Your output must consist solely of the lines from the "What React and" line through the "19, 19, 18];" line, exactly as written, without images.

──────── MATERIAL ────────

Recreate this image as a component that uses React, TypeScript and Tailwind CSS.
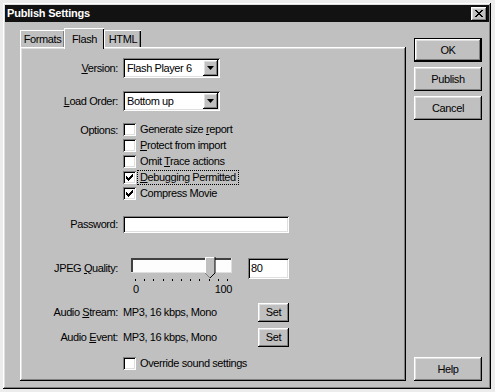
import React from "react";

const raised =
  "shadow-[inset_-1px_-1px_#000,inset_1px_1px_#fff,inset_-2px_-2px_#808080,inset_2px_2px_#dfdfdf]";
const sunken =
  "shadow-[inset_1px_1px_#808080,inset_-1px_-1px_#fff,inset_2px_2px_#000,inset_-2px_-2px_#dfdfdf]";

const Check = ({ checked }: { checked?: boolean }) => (
  <span className={`flex h-[13px] w-[13px] shrink-0 items-center justify-center bg-white ${sunken}`}>
    {checked && (
      <svg width="7" height="7" viewBox="0 0 7 7" shapeRendering="crispEdges">
        <path d="M0 2h1v1h1v1h1v-1h1v-1h1v-1h1v-1h1v3h-1v1h-1v1h-1v1h-1v1h-1v-1h-1v-1h-1z" fill="#000" />
      </svg>
    )}
  </span>
);

const Select = ({ value }: { value: string }) => (
  <div className={`flex h-[20px] w-[97px] items-center bg-white p-[2px] ${sunken}`}>
    <span className="flex-1 whitespace-nowrap pl-[2px] leading-none">{value}</span>
    <span className={`flex h-[16px] w-[15px] items-center justify-center bg-[#c0c0c0] ${raised}`}>
      <svg width="7" height="4" viewBox="0 0 7 4">
        <path d="M0 0h7L3.5 4z" fill="#000" />
      </svg>
    </span>
  </div>
);

const Btn = ({ label, def, className = "" }: { label: string; def?: boolean; className?: string }) => (
  <div className={`${def ? "border border-black" : ""} ${className}`}>
    <div className={`flex h-full w-full items-center justify-center bg-[#c0c0c0] ${raised}`}>{label}</div>
  </div>
);

const Label = ({ children, className = "" }: { children: React.ReactNode; className?: string }) => (
  <div className={`w-[97px] shrink-0 whitespace-nowrap pr-[1px] text-right ${className}`}>{children}</div>
);

const CheckRow = ({ checked, focus, children }: { checked?: boolean; focus?: boolean; children: React.ReactNode }) => (
  <div className="flex h-[16px] items-center">
    <Check checked={checked} />
    <span
      className={`ml-[2px] whitespace-nowrap px-[2px] leading-[13px] ${focus ? "outline outline-1 outline-dotted outline-black" : ""}`}
    >
      {children}
    </span>
  </div>
);

const Slider = () => {
  const ticks = Array.from({ length: 11 }, (_, i) => 12 + i * 9.2);
  return (
    <svg width="112" height="25" viewBox="0 0 112 25" shapeRendering="crispEdges">
      <rect x="8" y="1" width="101" height="15" fill="#fdfdfd" />
      <rect x="8" y="1" width="101" height="2" fill="#404040" />
      <rect x="8" y="1" width="2" height="15" fill="#404040" />
      <rect x="8" y="15" width="101" height="1" fill="#dfdfdf" />
      <rect x="108" y="1" width="1" height="15" fill="#dfdfdf" />
      <path d="M82 0h10v16l-5 5l-5-5z" fill="#c0c0c0" shapeRendering="auto" />
      <path d="M82 16V0h10" stroke="#fff" fill="none" />
      <path d="M92 0v16l-5 5" stroke="#000" fill="none" shapeRendering="auto" />
      <path d="M82 16l5 5" stroke="#808080" fill="none" shapeRendering="auto" />
      {ticks.map((x) => (
        <rect key={x} x={Math.round(x)} y="22" width="1" height="2" fill="#000" />
      ))}
    </svg>
  );
};

export default function App() {
  return (
    <div className="h-[392px] w-[495px] overflow-hidden bg-[#ececec] pl-[3px] pt-[3px] text-[11px] tracking-[-0.4px] text-black [font-family:'Liberation_Sans',Arial,sans-serif]">
      <div className={`flex h-[386px] w-[488px] flex-col bg-[#c0c0c0] p-[2px] ${raised}`}>
        {/* title bar */}
        <div className="flex h-[17px] items-center bg-[#121212] pl-[2px] pr-[2px]">
          <span className="flex-1 font-bold tracking-[-0.2px] text-white">Publish Settings</span>
          <div className={`flex h-[14px] w-[16px] items-center justify-center bg-[#c0c0c0] ${raised}`}>
            <svg width="8" height="7" viewBox="0 0 8 7" shapeRendering="crispEdges">
              <path d="M0 0h2v1h1v1h2v-1h1v-1h2v1h-1v1h-1v1h-1v1h1v1h1v1h1v1h-2v-1h-1v-1h-2v1h-1v1h-2v-1h1v-1h1v-1h1v-1h-1v-1h-1v-1h-1z" fill="#000" />
            </svg>
          </div>
        </div>

        <div className="flex flex-1 pb-[6px]">
          {/* left: tabs + panel */}
          <div className="ml-[15px] mt-[6px] flex w-[386px] flex-col">
            <div className="flex h-[19px] items-end">
              <div className="flex h-[17px] w-[44px] items-center justify-center border-l border-t border-white pt-[1px] shadow-[inset_-1px_0_#808080]">
                Formats
              </div>
              <div className="relative z-10 -mb-[2px] flex h-[21px] w-[40px] items-start justify-center border-l border-t border-white bg-[#c0c0c0] pt-[2px] shadow-[inset_-1px_0_#000]">
                Flash
              </div>
              <div className="flex h-[17px] w-[37px] items-center justify-center border-l border-t border-white pt-[1px] shadow-[inset_-1px_0_#000,inset_-2px_0_#808080]">
                HTML
              </div>
            </div>
            <div className={`flex flex-1 flex-col bg-[#c0c0c0] p-[2px] ${raised}`}>
              <div className="mt-[9px] flex items-center">
                <Label>
                  <u>V</u>ersion:
                </Label>
                <div className="ml-[4px]">
                  <Select value="Flash Player 6" />
                </div>
              </div>
              <div className="mt-[13px] flex items-center">
                <Label>
                  <u>L</u>oad Order:
                </Label>
                <div className="ml-[4px]">
                  <Select value="Bottom up" />
                </div>
              </div>

              <div className="mt-[10px] flex items-start">
                <Label className="mt-[1px]">Options:</Label>
                <div className="ml-[4px] flex flex-col">
                  <CheckRow>
                    Generate size <u>r</u>eport
                  </CheckRow>
                  <CheckRow>
                    <u>P</u>rotect from import
                  </CheckRow>
                  <CheckRow>
                    Omit <u>T</u>race actions
                  </CheckRow>
                  <CheckRow checked focus>
                    <u>D</u>ebugging Permitted
                  </CheckRow>
                  <CheckRow checked>Compress Movie</CheckRow>
                </div>
              </div>

              <div className="mt-[15px] flex items-center">
                <Label>Password:</Label>
                <div className={`ml-[4px] h-[17px] w-[166px] bg-white ${sunken}`} />
              </div>

              <div className="mt-[24px] flex items-start">
                <Label className="mt-[3px]">
                  JPEG <u>Q</u>uality:
                </Label>
                <div className="ml-[4px] flex w-[112px] flex-col">
                  <Slider />
                  <div className="mt-[1px] flex justify-between pr-[3px] leading-[13px]">
                    <span className="ml-[10px]">0</span>
                    <span>100</span>
                  </div>
                </div>
                <div className={`ml-[13px] mt-[1px] h-[21px] w-[41px] bg-white px-[3px] pt-[2px] leading-[16px] ${sunken}`}>
                  80
                </div>
              </div>

              <div className="mt-[7px] flex items-center">
                <Label>
                  Audio <u>S</u>tream:
                </Label>
                <div className="ml-[4px] flex w-[166px] items-center justify-between">
                  <span className="whitespace-nowrap">MP3, 16 kbps, Mono</span>
                  <Btn label="Set" className="h-[19px] w-[31px]" />
                </div>
              </div>
              <div className="mt-[6px] flex items-center">
                <Label>
                  Audio <u>E</u>vent:
                </Label>
                <div className="ml-[4px] flex w-[166px] items-center justify-between">
                  <span className="whitespace-nowrap">MP3, 16 kbps, Mono</span>
                  <Btn label="Set" className="h-[19px] w-[31px]" />
                </div>
              </div>

              <div className="mt-[8px] flex items-center pl-[101px]">
                <CheckRow>Override sound settings</CheckRow>
              </div>
            </div>
          </div>

          {/* right: buttons */}
          <div className="ml-[8px] mt-[16px] flex w-[68px] flex-col">
            <Btn label="OK" def className="h-[24px]" />
            <Btn label="Publish" className="mt-[5px] h-[24px]" />
            <Btn label="Cancel" className="mt-[5px] h-[24px]" />
            <Btn label="Help" className="mt-auto h-[24px]" />
          </div>
        </div>
      </div>
    </div>
  );
}
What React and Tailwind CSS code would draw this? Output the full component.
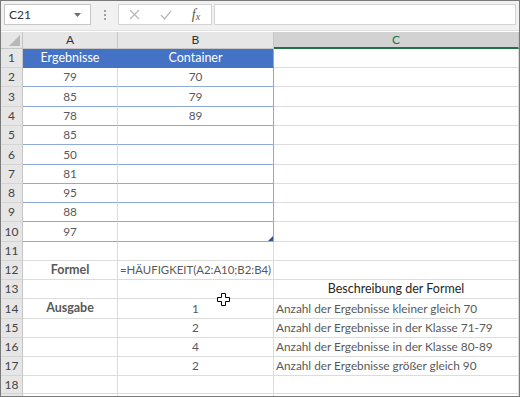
import React from "react";

const H = [19, 19, 20, 19, 19, 20, 19, 19, 19, 20, 19, 19, 19, 20, 19, 19, 19, 18];

const rows = [
  { a: "Ergebnisse", b: "Container" },
  { a: "79", b: "70" },
  { a: "85", b: "79" },
  { a: "78", b: "89" },
  { a: "85" },
  { a: "50" },
  { a: "81" },
  { a: "95" },
  { a: "88" },
  { a: "97" },
  {},
  { a: "Formel", b: "=HÄUFIGKEIT(A2:A10;B2:B4)" },
  { c: "Beschreibung der Formel" },
  { a: "Ausgabe", b: "1", c: "Anzahl der Ergebnisse kleiner gleich 70" },
  { b: "2", c: "Anzahl der Ergebnisse in der Klasse 71-79" },
  { b: "4", c: "Anzahl der Ergebnisse in der Klasse 80-89" },
  { b: "2", c: "Anzahl der Ergebnisse größer gleich 90" },
  {},
];

function Row({ i, r }) {
  const n = i + 1;
  const header = n === 1;
  const table = n >= 2 && n <= 10;
  const bold = n === 12 || n === 14;
  const h = H[i];
  return (
    <div className="flex shrink-0" style={{ height: h }}>
      <div className="w-[22px] shrink-0 flex items-center justify-center bg-[#e6e6e6] border-r border-b border-r-[#c6c6c6] border-b-[#d4d4d4] text-[12px] text-[#444]">
        {n}
      </div>
      <div
        className={
          "w-[95px] shrink-0 flex items-center justify-center border-r border-b " +
          (header
            ? "bg-[#4472c4] border-[#4472c4] text-white text-[12.5px]"
            : table
            ? "border-r-[#dcdcdc] border-b-[#8eaadb] text-[#595959]"
            : "border-[#dcdcdc] text-[#595959]") +
          (bold ? " font-bold text-[#262626] text-[12.5px]" : "")
        }
      >
        {r.a}
      </div>
      <div
        className={
          "relative w-[156px] shrink-0 flex items-center border-r border-b whitespace-nowrap overflow-hidden " +
          (n === 12 ? "justify-start pl-[2px] text-[11.4px] " : "justify-center ") +
          (header
            ? "bg-[#4472c4] border-r-[#8eaadb] border-b-[#4472c4] text-white text-[12.5px]"
            : table
            ? "border-[#8eaadb] text-[#595959]"
            : "border-[#dcdcdc] text-[#595959]")
        }
      >
        {r.b}
        {n === 10 && (
          <div className="absolute right-0 bottom-0 w-0 h-0 border-l-[5px] border-l-transparent border-b-[5px] border-b-[#2f5597]" />
        )}
      </div>
      <div
        className={
          "flex-1 flex items-center border-r border-b border-[#dcdcdc] whitespace-nowrap overflow-hidden " +
          (n === 13 ? "justify-center text-[#262626] text-[12.5px]" : "pl-[2px] text-[#595959]")
        }
      >
        {r.c}
      </div>
    </div>
  );
}

export default function App() {
  return (
    <div className="w-[520px] h-[397px] overflow-hidden border border-[#7a7a7a] bg-white flex flex-col font-[family-name:Lato,sans-serif] text-[11.8px] relative">
      {/* toolbar */}
      <div className="h-[30px] shrink-0 bg-[#f1f1f1] flex items-start pt-[3px] border-b border-[#e0e0e0]">
        <div className="ml-[3px] w-[87px] h-[21px] bg-white border border-[#c6c6c6] flex items-center pl-[4px] pr-[9px] justify-between text-[12px] text-[#333]">
          <span>C21</span>
          <svg width="7" height="4" viewBox="0 0 7 4"><path d="M0 0H7L3.5 4Z" fill="#707070" /></svg>
        </div>
        <div className="w-[27px] h-[21px] flex flex-col items-center justify-center gap-[2px]">
          <div className="w-[2px] h-[2px] bg-[#a0a0a0]" />
          <div className="w-[2px] h-[2px] bg-[#a0a0a0]" />
          <div className="w-[2px] h-[2px] bg-[#a0a0a0]" />
        </div>
        <div className="w-[94px] h-[21px] bg-white border border-[#d4d4d4] flex items-center">
          <div className="w-[31px] flex justify-center">
            <svg width="11" height="11" viewBox="0 0 11 11"><path d="M1 1L10 10M10 1L1 10" stroke="#b8b8b8" strokeWidth="1.2" /></svg>
          </div>
          <div className="w-[31px] flex justify-center">
            <svg width="12" height="10" viewBox="0 0 12 10"><path d="M1 5L4.5 9L11 1" stroke="#b8b8b8" strokeWidth="1.2" fill="none" /></svg>
          </div>
          <div className="w-[30px] flex justify-center items-start text-[#555] italic font-[family-name:'Liberation_Serif',serif] leading-none">
            <span className="text-[14px]">f</span>
            <span className="text-[10px] relative top-[4px]">x</span>
          </div>
        </div>
        <div className="ml-[2px] flex-1 mr-[3px] h-[21px] bg-white border border-[#d4d4d4]" />
      </div>
      {/* column headers */}
      <div className="flex h-[17px] shrink-0 mt-[1px]">
        <div className="w-[22px] shrink-0 bg-[#e6e6e6] border-r border-b border-[#c6c6c6] relative">
          <div className="absolute right-[2px] bottom-[2px] w-0 h-0 border-l-[11px] border-l-transparent border-b-[11px] border-b-[#b8b8b8]" />
        </div>
        <div className="w-[95px] shrink-0 bg-[#e6e6e6] border-r border-b border-r-[#c6c6c6] border-b-[#c6c6c6] flex items-center justify-center text-[12px] text-[#333]">A</div>
        <div className="w-[156px] shrink-0 bg-[#e6e6e6] border-r border-b border-[#c6c6c6] flex items-center justify-center text-[12px] text-[#333]">B</div>
        <div className="flex-1 bg-[#d2d2d2] border-r border-[#c6c6c6] border-b-2 border-b-[#217346] flex items-center justify-center text-[12px] text-[#217346]">C</div>
      </div>
      {rows.map((r, i) => (
        <Row key={i} i={i} r={r} />
      ))}
      <div className="flex flex-1">
        <div className="w-[22px] shrink-0 bg-[#e6e6e6] border-r border-[#c6c6c6]" />
        <div className="w-[95px] shrink-0 border-r border-[#dcdcdc]" />
        <div className="w-[156px] shrink-0 border-r border-[#dcdcdc]" />
        <div className="flex-1 border-r border-[#dcdcdc]" />
      </div>
      {/* cursor */}
      <svg className="absolute left-[216px] top-[292px]" width="13" height="13" viewBox="0 0 13 13">
        <path d="M4.5 0.5H8.5V4.5H12.5V8.5H8.5V12.5H4.5V8.5H0.5V4.5H4.5Z" fill="white" stroke="black" strokeWidth="1" />
      </svg>
    </div>
  );
}
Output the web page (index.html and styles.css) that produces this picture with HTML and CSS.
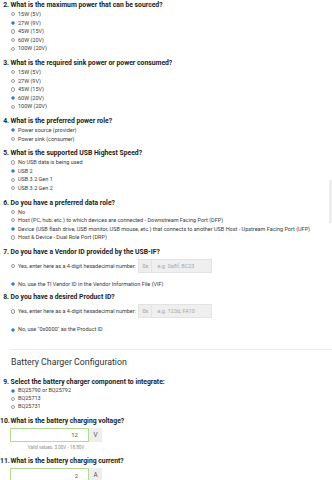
FILE: index.html
```html
<!DOCTYPE html>
<html>
<head>
<meta charset="utf-8">
<link rel="stylesheet" href="styles.css">
</head>
<body>
<div class="page">
  <section class="q">
    <div class="qh"><span class="num">2.</span>What is the maximum power that can be sourced?</div>
    <label class="opt"><input type="radio" name="q2"><span>15W (5V)</span></label>
    <label class="opt"><input type="radio" name="q2" checked><span>27W (9V)</span></label>
    <label class="opt"><input type="radio" name="q2"><span>45W (15V)</span></label>
    <label class="opt"><input type="radio" name="q2"><span>60W (20V)</span></label>
    <label class="opt"><input type="radio" name="q2"><span>100W (20V)</span></label>
  </section>
  <section class="q">
    <div class="qh"><span class="num">3.</span>What is the required sink power or power consumed?</div>
    <label class="opt"><input type="radio" name="q3"><span>15W (5V)</span></label>
    <label class="opt"><input type="radio" name="q3"><span>27W (9V)</span></label>
    <label class="opt"><input type="radio" name="q3"><span>45W (15V)</span></label>
    <label class="opt"><input type="radio" name="q3" checked><span>60W (20V)</span></label>
    <label class="opt"><input type="radio" name="q3"><span>100W (20V)</span></label>
  </section>
  <section class="q">
    <div class="qh"><span class="num">4.</span>What is the preferred power role?</div>
    <label class="opt"><input type="radio" name="q4" checked><span>Power source (provider)</span></label>
    <label class="opt"><input type="radio" name="q4"><span>Power sink (consumer)</span></label>
  </section>
  <section class="q">
    <div class="qh"><span class="num">5.</span>What is the supported USB Highest Speed?</div>
    <label class="opt"><input type="radio" name="q5"><span>No USB data is being used</span></label>
    <label class="opt"><input type="radio" name="q5" checked><span>USB 2</span></label>
    <label class="opt"><input type="radio" name="q5"><span>USB 3.2 Gen 1</span></label>
    <label class="opt"><input type="radio" name="q5"><span>USB 3.2 Gen 2</span></label>
  </section>
  <section class="q">
    <div class="qh"><span class="num">6.</span>Do you have a preferred data role?</div>
    <label class="opt"><input type="radio" name="q6"><span>No</span></label>
    <label class="opt"><input type="radio" name="q6"><span>Host (PC, hub, etc.) to which devices are connected - Downstream Facing Port (DFP)</span></label>
    <label class="opt"><input type="radio" name="q6" checked><span>Device (USB flash drive, USB monitor, USB mouse, etc.) that connects to another USB Host - Upstream Facing Port (UFP)</span></label>
    <label class="opt"><input type="radio" name="q6"><span>Host &amp; Device - Dual Role Port (DRP)</span></label>
  </section>
  <section class="q q-id">
    <div class="qh"><span class="num">7.</span>Do you have a Vendor ID provided by the USB-IF?</div>
    <label class="opt opt-input"><input type="radio" name="q7"><span>Yes, enter here as a 4-digit hexadecimal number:</span>
      <span class="hexgroup"><span class="addon">0x</span><input class="hexin" type="text" placeholder="e.g. 0a8f, BC23" disabled></span>
    </label>
    <label class="opt opt-after"><input type="radio" name="q7" checked><span>No, use the TI Vendor ID in the Vendor Information File (VIF)</span></label>
  </section>
  <section class="q q-id">
    <div class="qh"><span class="num">8.</span>Do you have a desired Product ID?</div>
    <label class="opt opt-input"><input type="radio" name="q8"><span>Yes, enter here as a 4-digit hexadecimal number:</span>
      <span class="hexgroup"><span class="addon">0x</span><input class="hexin" type="text" placeholder="e.g. 123d, FA10" disabled></span>
    </label>
    <label class="opt opt-after"><input type="radio" name="q8" checked><span>No, use "0x0000" as the Product ID</span></label>
  </section>

  <hr class="divider">
  <h2 class="section-title">Battery Charger Configuration</h2>

  <section class="q q-tight">
    <div class="qh"><span class="num">9.</span>Select the battery charger component to integrate:</div>
    <label class="opt"><input type="radio" name="q9" checked><span>BQ25790 or BQ25792</span></label>
    <label class="opt"><input type="radio" name="q9"><span>BQ25713</span></label>
    <label class="opt"><input type="radio" name="q9"><span>BQ25731</span></label>
  </section>
  <section class="q q-num">
    <div class="qh"><span class="num">10.</span>What is the battery charging voltage?</div>
    <div class="numgroup"><input class="numin" type="text" value="12"><span class="unit">V</span></div>
    <div class="hint">Valid values: 3.00V - 18.80V</div>
  </section>
  <section class="q q-num">
    <div class="qh"><span class="num">11.</span>What is the battery charging current?</div>
    <div class="numgroup"><input class="numin" type="text" value="2"><span class="unit">A</span></div>
  </section>
</div>
<div class="scroll-hint"></div>
</body>
</html>
```
FILE: styles.css
```css
html, body {
  margin: 0;
  padding: 0;
  background: #ffffff;
}
body {
  font-family: Roboto, "Liberation Sans", sans-serif;
  color: #333333;
  width: 332px;
  height: 480px;
  overflow: hidden;
  position: relative;
}
.page {
  display: flex;
  flex-direction: column;
}
.q {
  display: flex;
  flex-direction: column;
  margin-bottom: 5px;
}
.qh {
  font-size: 6.8px;
  font-weight: 700;
  line-height: 10px;
  height: 10px;
  color: #222222;
  white-space: nowrap;
  display: flex;
}
.num {
  display: inline-block;
  width: 9px;
  text-align: right;
  margin-right: 1.6px;
}
.opt {
  display: flex;
  align-items: center;
  height: 8.6px;
  font-size: 5.5px;
  line-height: 8.6px;
  color: #3a3a3a;
  padding-left: 11px;
  white-space: nowrap;
}
.opt input[type="radio"] {
  -webkit-appearance: none;
  appearance: none;
  width: 4.2px;
  height: 4.2px;
  margin: 0 2.8px 0 0;
  border: 0.5px solid #9a9a9a;
  border-radius: 50%;
  background: #ffffff;
  box-sizing: border-box;
  flex: none;
}
.opt input[type="radio"]:checked {
  border: 0.6px solid #6f9ff0;
  background: radial-gradient(circle, #1f63d9 0 55%, #5d93ee 70%);
}
.q-id .opt-input {
  height: 14px;
  margin-top: 2px;
}
.q-id .opt-after {
  margin-top: 7px;
}
.q-id {
  margin-bottom: 4px;
}
.hexgroup {
  display: flex;
  margin-left: 2.5px;
  height: 14px;
}
.addon {
  width: 14px;
  height: 14px;
  background: #eeeeee;
  border: 0.5px solid #e3e3e3;
  box-sizing: border-box;
  color: #9a9a9a;
  font-size: 5.5px;
  line-height: 13px;
  text-align: center;
}
.hexin {
  width: 60px;
  height: 14px;
  margin: 0;
  padding: 0 0 0 5px;
  box-sizing: border-box;
  border: 0.5px solid #e3e3e3;
  border-left: none;
  background: #efefef;
  font-family: Roboto, "Liberation Sans", sans-serif;
  font-size: 5.5px;
  color: #999999;
  outline: none;
}
.hexin::placeholder {
  color: #a8a8a8;
}
.divider {
  border: none;
  border-top: 0.6px solid #ececec;
  margin: 11px 0 0 10px;
  height: 0;
}
.section-title {
  font-size: 8.8px;
  font-weight: 400;
  line-height: 12px;
  margin: 6px 0 9px 11px;
  color: #333333;
}
.q-tight .opt {
  height: 7.9px;
  line-height: 7.9px;
}
.q-num {
  margin-bottom: 5px;
}
.numgroup {
  display: flex;
  margin: 2px 0 0 10px;
  height: 14.5px;
}
.numin {
  width: 79px;
  height: 14.5px;
  margin: 0;
  box-sizing: border-box;
  border: 1px solid #b2dc94;
  background: #ffffff;
  text-align: right;
  padding: 0 10px 0 0;
  font-family: Roboto, "Liberation Sans", sans-serif;
  font-size: 6px;
  color: #555555;
  outline: none;
}
.unit {
  width: 13px;
  height: 14.5px;
  background: #eeeeee;
  color: #555555;
  font-size: 6.4px;
  line-height: 14.5px;
  text-align: center;
}
.hint {
  width: 92px;
  margin: 3px 0 0 10px;
  font-size: 4.6px;
  line-height: 6px;
  text-align: center;
  color: #8c8c8c;
}
.scroll-hint {
  position: absolute;
  right: 0;
  top: 180px;
  width: 3px;
  height: 43px;
  background: #eeeeee;
}
```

────────

**COMPLETE OUTPUT**
What React and Tailwind CSS code would draw this? Output the full component.
import React from "react";

const H = [19, 19, 20, 19, 19, 20, 19, 19, 19, 20, 19, 19, 19, 20, 19, 19, 19, 18];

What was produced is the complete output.